The market mood was fragile on Monday as crude prices jumped over 4 per cent on a potential cut in production by oil producers, exacerbating fears of even higher inflation and a stronger policy response from central banks around the world would increase the likelihood of a global recession.
After a 10 per cent surge in the previous quarter, including their biggest single-day jump in a month on Friday, both Indian benchmark bourses crashed at the start of October on Monday.
The BSE Sensex index plunged 638.11 points to end at 56,788.81, and the broader NSE Nifty crashed 207 points to 16,887.35, after data showed India's factory activity fell to a three-month low.
Maruti, Hindustan Unilever, IndusInd Bank, ITC, Bajaj Finance, State Bank of India, and Kotak Mahindra Bank were the Sensex stocks that underperformed the market the most. The winners were Dr Reddy's, NTPC, Bharti Airtel, and Wipro.
European equity markets were a sea of red, with the STOXX 600 index down 1.4 per cent, while US stock futures were mixed, the MSCI's global equity index hit its lowest level since late 2020.
Even the British government's tax U-turn that had rocked British markets didn't seem to improve the general mood, even as that helped the pound recoup all its losses.

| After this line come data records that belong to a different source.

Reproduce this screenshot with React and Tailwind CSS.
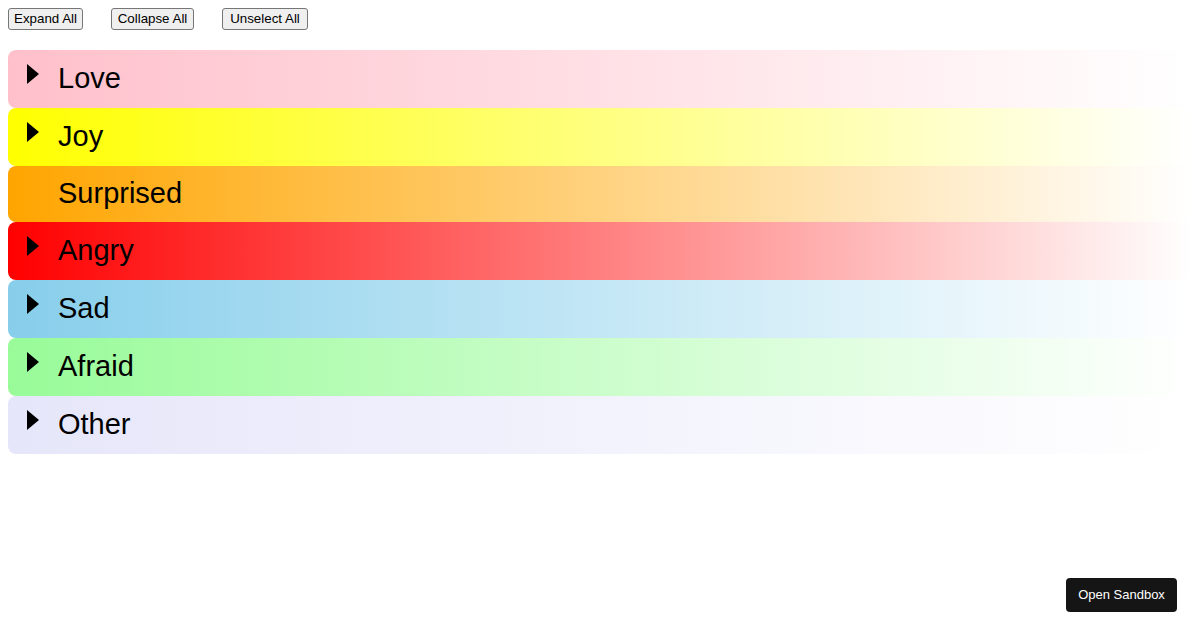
import React, { useState } from "react";

const rows = [
  { name: "Love", bg: "bg-[linear-gradient(to_right,#ffc0cb,#ffffff)]", arrow: true },
  { name: "Joy", bg: "bg-[linear-gradient(to_right,#ffff00,#ffffff)]", arrow: true },
  { name: "Surprised", bg: "bg-[linear-gradient(to_right,#ffa500,#ffffff)]", arrow: false },
  { name: "Angry", bg: "bg-[linear-gradient(to_right,#ff0000,#ffffff)]", arrow: true },
  { name: "Sad", bg: "bg-[linear-gradient(to_right,#87ceeb,#ffffff)]", arrow: true },
  { name: "Afraid", bg: "bg-[linear-gradient(to_right,#98fb98,#ffffff)]", arrow: true },
  { name: "Other", bg: "bg-[linear-gradient(to_right,#e6e6fa,#ffffff)]", arrow: true },
];

function Arrow() {
  return (
    <svg width="12" height="20" viewBox="0 0 12 20" className="block">
      <polygon points="0,0 12,10 0,20" fill="#000" />
    </svg>
  );
}

function Row({ name, bg, arrow }) {
  return (
    <div
      className={`${bg} rounded-lg flex items-center pl-[19px] ${arrow ? "h-[58px]" : "h-[56px]"}`}
    >
      <div className="w-[12px] mb-[10px]">{arrow && <Arrow />}</div>
      <span className="ml-[19px] text-[29px] leading-none text-black mb-[2px]">{name}</span>
    </div>
  );
}

export default function App() {
  const [open, setOpen] = useState(false);
  const btn =
    "h-[22px] text-[13.33px] leading-none text-black bg-[#efefef] border border-[#767676] rounded-[3px]";

  return (
    <div className="relative w-[1200px] h-[630px] bg-white font-['Liberation_Sans',Arial,sans-serif]">
      <div className="pt-[8px] px-[8px] flex gap-[28px]">
        <button className={`${btn} w-[75px]`} onClick={() => setOpen(true)}>Expand All</button>
        <button className={`${btn} w-[83px]`} onClick={() => setOpen(false)}>Collapse All</button>
        <button className={`${btn} w-[86px]`}>Unselect All</button>
      </div>

      <div className="mt-[20px] mx-[8px] flex flex-col">
        {rows.map((r) => (
          <Row key={r.name} {...r} />
        ))}
      </div>

      <button className="absolute right-[23px] bottom-[18px] h-[34px] w-[111px] rounded-[4px] bg-[#151515] text-white text-[13px]">
        Open Sandbox
      </button>
    </div>
  );
}
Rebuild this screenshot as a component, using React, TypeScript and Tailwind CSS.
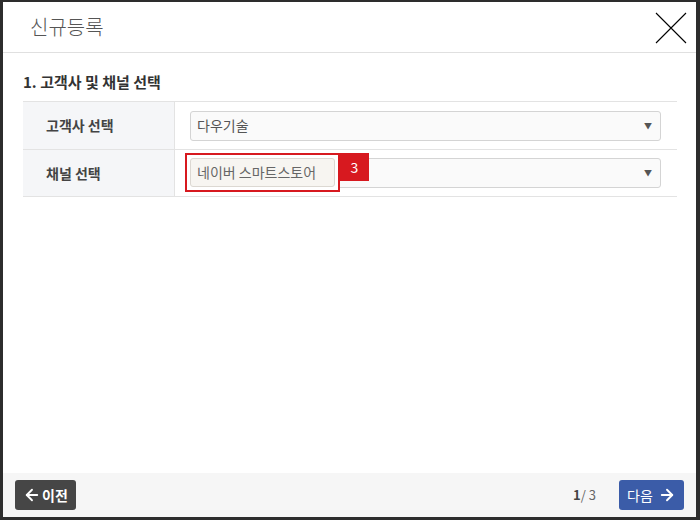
import { ArrowLeft, ArrowRight } from "lucide-react";

const font = { fontFamily: '"Noto Sans CJK KR", "Noto Sans", sans-serif' };

function SelectBox({ value }: { value: string }) {
  return (
    <div className="flex h-[30px] w-full items-center justify-between rounded-[3px] border border-[#d4d4d4] bg-[#fafafa] pl-[6px] pr-[8px] text-[14px] text-[#555]">
      <span>{value}</span>
      <span className="text-[8px] text-[#555]">▼</span>
    </div>
  );
}

function Row({ label, children, last }: { label: string; children: React.ReactNode; last?: boolean }) {
  return (
    <div className={`flex ${last ? "h-[47px]" : "h-[48px]"} border-b border-[#e3e3e3]`}>
      <div className="flex w-[152px] items-center border-r border-[#e3e3e3] bg-[#f5f6f8] pl-[23px] text-[14px] font-bold text-[#444]">
        {label}
      </div>
      <div className="relative flex flex-1 items-center pl-[15px] pr-[16px]">{children}</div>
    </div>
  );
}

export default function App() {
  return (
    <div className="h-[520px] w-[700px] bg-[#2d2d2d] pb-[3px] pl-[3px] pr-[4px] pt-[2px]" style={font}>
      <div className="flex h-full flex-col bg-white">
        <div className="flex h-[51px] items-center justify-between border-b border-[#e0e0e0] pl-[27px] pr-[9px]">
          <h1 className="text-[20px] font-light text-[#555]">신규등록</h1>
          <svg width="32" height="32" viewBox="0 0 32 32" className="mt-[2px]">
            <path d="M1 1 L31 31 M31 1 L1 31" stroke="#000" strokeWidth="1.1" fill="none" />
          </svg>
        </div>

        <div className="flex-1 pl-[20px] pr-[19px] pt-[18px]">
          <h2 className="mb-[9px] text-[15px] font-bold leading-[21px] text-[#333]">1. 고객사 및 채널 선택</h2>
          <div className="border-t border-[#e3e3e3]">
            <Row label="고객사 선택">
              <SelectBox value="다우기술" />
            </Row>
            <Row label="채널 선택" last>
              <SelectBox value="" />
              <div className="absolute left-[10px] top-[3px] flex">
                <div className="flex h-[39px] w-[155px] items-center border-2 border-[#d7191f] bg-white px-[3px]">
                  <div className="flex h-[29px] w-full items-center rounded-[3px] border border-[#dcd8d2] bg-[#f7f5f1] pl-[6px] text-[14px] text-[#666]">
                    네이버 스마트스토어
                  </div>
                </div>
                <div className="flex h-[28px] w-[29px] items-center justify-center bg-[#d7191f] text-[14px] text-white">
                  3
                </div>
              </div>
            </Row>
          </div>
        </div>

        <div className="flex h-[44px] items-start justify-between bg-[#f6f6f6] pl-[12px] pr-[12px] pt-[7px]">
          <button className="flex h-[30px] w-[61px] items-center justify-center gap-[1px] rounded-[3px] bg-[#464646] text-[14px] font-bold text-white">
            <ArrowLeft size={18} strokeWidth={2.5} />
            이전
          </button>
          <div className="flex items-center gap-[23px]">
            <span className="text-[13px] text-[#666]">
              <b className="text-[#444]">1</b>
              {"/ 3"}
            </span>
            <button className="flex h-[30px] w-[65px] items-center justify-center gap-[5px] rounded-[3px] bg-[#3b5ca8] text-[14px] text-white">
              다음
              <ArrowRight size={18} strokeWidth={2.5} />
            </button>
          </div>
        </div>
      </div>
    </div>
  );
}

Stephen Innes, Managing Partner at SPI Asset Management, had told Reuters that last week's meltdown in UK markets, following Britain's September 23 "mini budget", suggested a bear market in stocks had entered a new phase.
"Market fragility heading into Q4 means it is time to get comfortable being uncomfortable," he said.
"Getting out of more than a decade of cheap money and liquidity injections was always tricky. But the Fed has not blinked in the face of sliding equity markets, quite the contrary," Mr Innes added.
But Asia's trade was generally quiet on Monday, as China began its "Golden Week" break and South Korea observed a national holiday. Hong Kong will be closed for a public holiday on Tuesday.